Требования у нас были такие: снять с одежды номера, с окон — решетки, на ночь бараки не запирать, разрешить письма, дать в воскресенье свободный день и рабочий день по восемь часов. И вообще улучшить быт, чтоб над нами не издевалися.
Охранников в зону мы не пустили. На крышах поставили дежурных, вывесили черные флаги с красной полосой (флаг восстания. — Авт.).
Объявили голодовку. Что на обед было сготовлено, все вылили, в кухне окна и двери забили досками.

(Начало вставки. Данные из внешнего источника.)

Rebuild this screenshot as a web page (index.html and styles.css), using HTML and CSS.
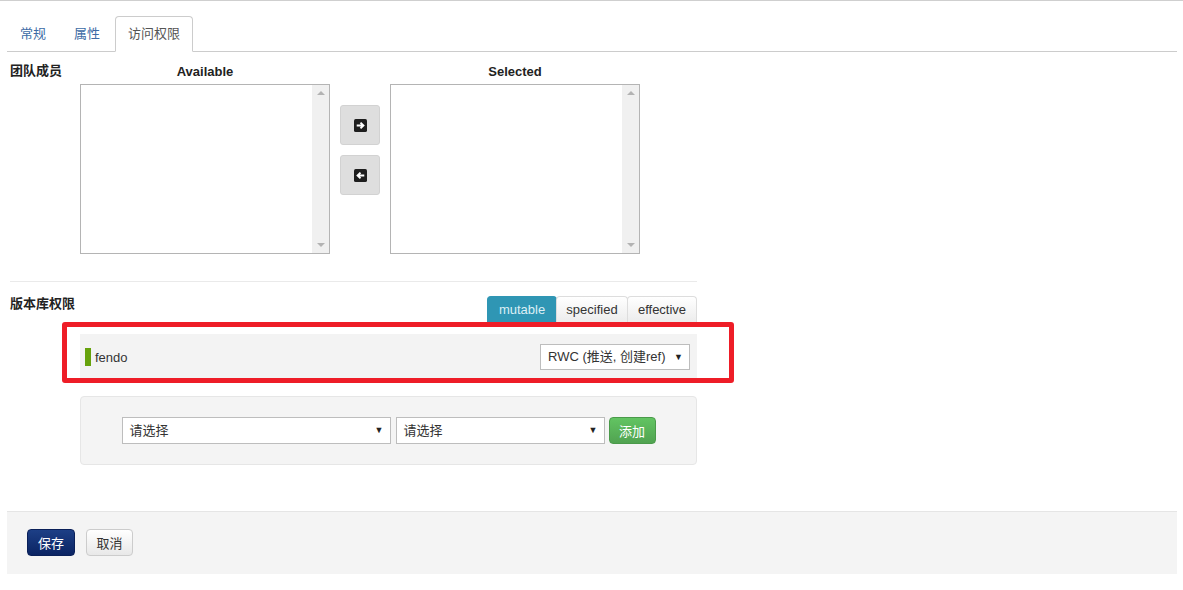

Нам приносят посылки от родных — мы не принимаем. Стали привозить всякие вкусности: мясо — мы его и не видели никогда — пончики такие вареные… Они, знаете, пахнут… Но мы от всего отказались! И голодовали восемь дней.
Один день пришел генерал в лампасах, говорит, из Москвы. Встал на возвышение, начал говорить… А украинка одна: «Девчата, да я его в Норильске бачила! Здешний он!» И мы его свистом, писком, тычками выгнали.
Один раз пришел надзиратель с наручниками: «На всех наденем, всем срок добавим». А мимо шла Филомела Каралютик, литовка, с ведром. Раз — и ведро ему на голову. И все — кто палкой, кто чем — барабанят по нему сверху.
И вот приехала комиссия во главе с Кузнецовым (в разных лаготделениях полковник МГБ Кузнецов называл себя по-разному: личным референтом Берии, начальником тюремного управления МВД и т. д. — Авт.). Сели по обе стороны стола. Наши женщины начали рассказывать, как мы жили, как с нами обращалися. Комиссия сказала, что это было неправильно: «Все, что вы требуете, то и будет. Снимайте номера». Мы сразу начали рвать номера друг у друга, петь…
На работу стали ходить в вольной одежде, из каких-то тряпочек пошили себе воротнички. Охранники в зону вернулись, но отношение к нам уже было другое.
И вдруг недели через две в одну ночь приехали солдаты, стянули с нар несколько женщин и увезли. И у мужчин то же. А самое главное наше требование было — чтобы никаких репрессий после забастовки. И вот начались. Тогда мы объявили уже не забастовку, а восстание.
Загородили выход. Опять подняли флаги.
Однажды с крыши видим, как к мужской зоне едут машины с солдатами. Ну, думаем, будут штурмовать. Ночью 3 июля услышали крик, стрельбу… Залпами палят, мужчины кричат, кричат… И мы на крышах кричим.